Corporations are using intranets to post company news, corporate policy changes, training manuals, telephone directories, job postings and other general information for all employees. Intranets can also be used to distribute software and other materials throughout the organization. Through the use of firewalls, secure servers and other security measures, restricted information, such as personnel records, financial data or R&D documents, can be managed to ensure that only those people with the proper authorization have access. In addition, firewalls and other devices can be used to provide a secure connection to the public Internet, enabling employees to access the vast amounts of information available there while limiting access to the enterprise intranet from the outside.
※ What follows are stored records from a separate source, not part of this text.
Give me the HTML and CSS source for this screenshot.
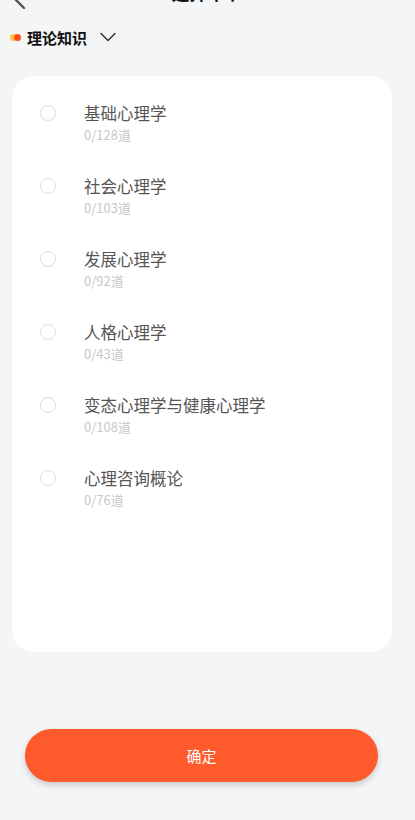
FILE: index.html
```html
<!DOCTYPE html>
<html lang="zh">
<head>
<meta charset="utf-8">
<link rel="stylesheet" href="styles.css">
</head>
<body>
<div class="page">
  <header class="nav">
    <svg class="back" width="14" height="24" viewBox="0 0 14 24"><path d="M12 2 L2 12 L12 22" fill="none" stroke="#555" stroke-width="2.4" stroke-linecap="round" stroke-linejoin="round"/></svg>
    <h1 class="nav-title">选择章节</h1>
  </header>
  <div class="cat">
    <span class="dot"><i class="d1"></i><i class="d2"></i></span>
    <span class="cat-name">理论知识</span>
    <svg class="chev" width="16" height="10" viewBox="0 0 16 10"><path d="M1 1.5 L8 8.5 L15 1.5" fill="none" stroke="#333" stroke-width="1.5" stroke-linecap="round" stroke-linejoin="round"/></svg>
  </div>
  <main class="card">
    <div class="item"><span class="radio"></span><div class="txt"><div class="t">基础心理学</div><div class="s">0/128道</div></div></div>
    <div class="item"><span class="radio"></span><div class="txt"><div class="t">社会心理学</div><div class="s">0/103道</div></div></div>
    <div class="item"><span class="radio"></span><div class="txt"><div class="t">发展心理学</div><div class="s">0/92道</div></div></div>
    <div class="item"><span class="radio"></span><div class="txt"><div class="t">人格心理学</div><div class="s">0/43道</div></div></div>
    <div class="item"><span class="radio"></span><div class="txt"><div class="t">变态心理学与健康心理学</div><div class="s">0/108道</div></div></div>
    <div class="item"><span class="radio"></span><div class="txt"><div class="t">心理咨询概论</div><div class="s">0/76道</div></div></div>
  </main>
  <div class="foot">
    <button class="ok">确定</button>
  </div>
</div>
</body>
</html>
```
FILE: styles.css
```css
* { box-sizing: border-box; }
html, body { margin: 0; padding: 0; }
body {
  background: #f3f5f7;
  font-family: "Noto Sans CJK SC", "Noto Sans", sans-serif;
  width: 415px;
  height: 820px;
  overflow: hidden;
}
.page {
  display: flex;
  flex-direction: column;
  height: 820px;
}
.nav {
  position: relative;
  height: 44px;
  margin-top: -18px;
  display: flex;
  align-items: center;
  justify-content: center;
}
.back {
  position: absolute;
  left: 12px;
  top: 4px;
}
.nav-title {
  margin: 0;
  font-size: 18px;
  font-weight: 700;
  color: #111;
  line-height: 20px;
  position: relative;
  top: -12px;
}
.cat {
  display: flex;
  align-items: center;
  height: 30px;
  padding-left: 10px;
  margin-top: -4px;
}
.dot {
  position: relative;
  width: 11px;
  height: 7px;
  margin-right: 6px;
}
.dot i {
  position: absolute;
  top: 0;
  width: 7px;
  height: 7px;
  border-radius: 50%;
}
.d1 { left: 0; background: #ffc53d; }
.d2 { left: 4px; background: #ff4d1a; }
.cat-name {
  font-size: 15px;
  font-weight: 700;
  color: #111;
}
.chev { margin-left: 13px; }
.card {
  margin: 24px 23px 0 12px;
  height: 576px;
  background: #fff;
  border-radius: 22px;
  padding-top: 24px;
}
.item {
  display: flex;
  align-items: flex-start;
  height: 73px;
  padding-left: 28px;
}
.radio {
  width: 16px;
  height: 16px;
  border: 1px solid #ddd;
  border-radius: 50%;
  margin-top: 5px;
}
.txt { margin-left: 28px; }
.t {
  font-size: 16.5px;
  color: #555;
  line-height: 26px;
}
.s {
  font-size: 13px;
  color: #c8c8c8;
  line-height: 18px;
}
.foot {
  flex: 1;
  display: flex;
  align-items: flex-start;
  padding: 77px 37px 0 25px;
}
.ok {
  width: 100%;
  height: 53px;
  border: none;
  border-radius: 27px;
  background: #ff5a2c;
  color: #fff;
  font-family: inherit;
  font-size: 15px;
  box-shadow: 0 3px 6px rgba(0,0,0,0.18);
}
```
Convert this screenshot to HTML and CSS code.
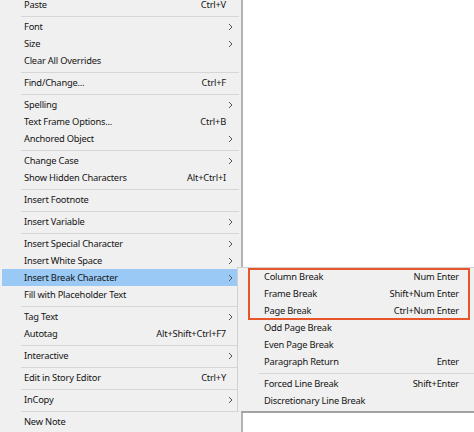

Today, many organizations have offices in geographically dispersed locations, with sales and marketing in one office, for example, engineering in another, industrial design in another and accounting and corporate management at the headquarters. Dedicated, high-speed communications networks like Sprint Frame Relay, Sprint ATM or other private networks become important links that can greatly enhance communications among these groups by making it easier and cheaper to share information across a wide-area intranet. The model can even be extended to include important vendors and customers, too. Salespeople on the road can use a remote dial-up service like Sprint's Intranet Dial Service to access the enterprise intranet for everything from price lists, inventory levels, marketing collateral materials and sales guides to entering orders, filing expense reports and exchanging electronic mail.

The intranet offers a cost-effective, highly efficient way for organizations to enhance their internal communications, enabling them to be more productive, more responsive and more informed. Using the proven, standardized, low-cost component technology of the Internet, many organizations can develop and deploy cross-platform intranet applications quickly and easily.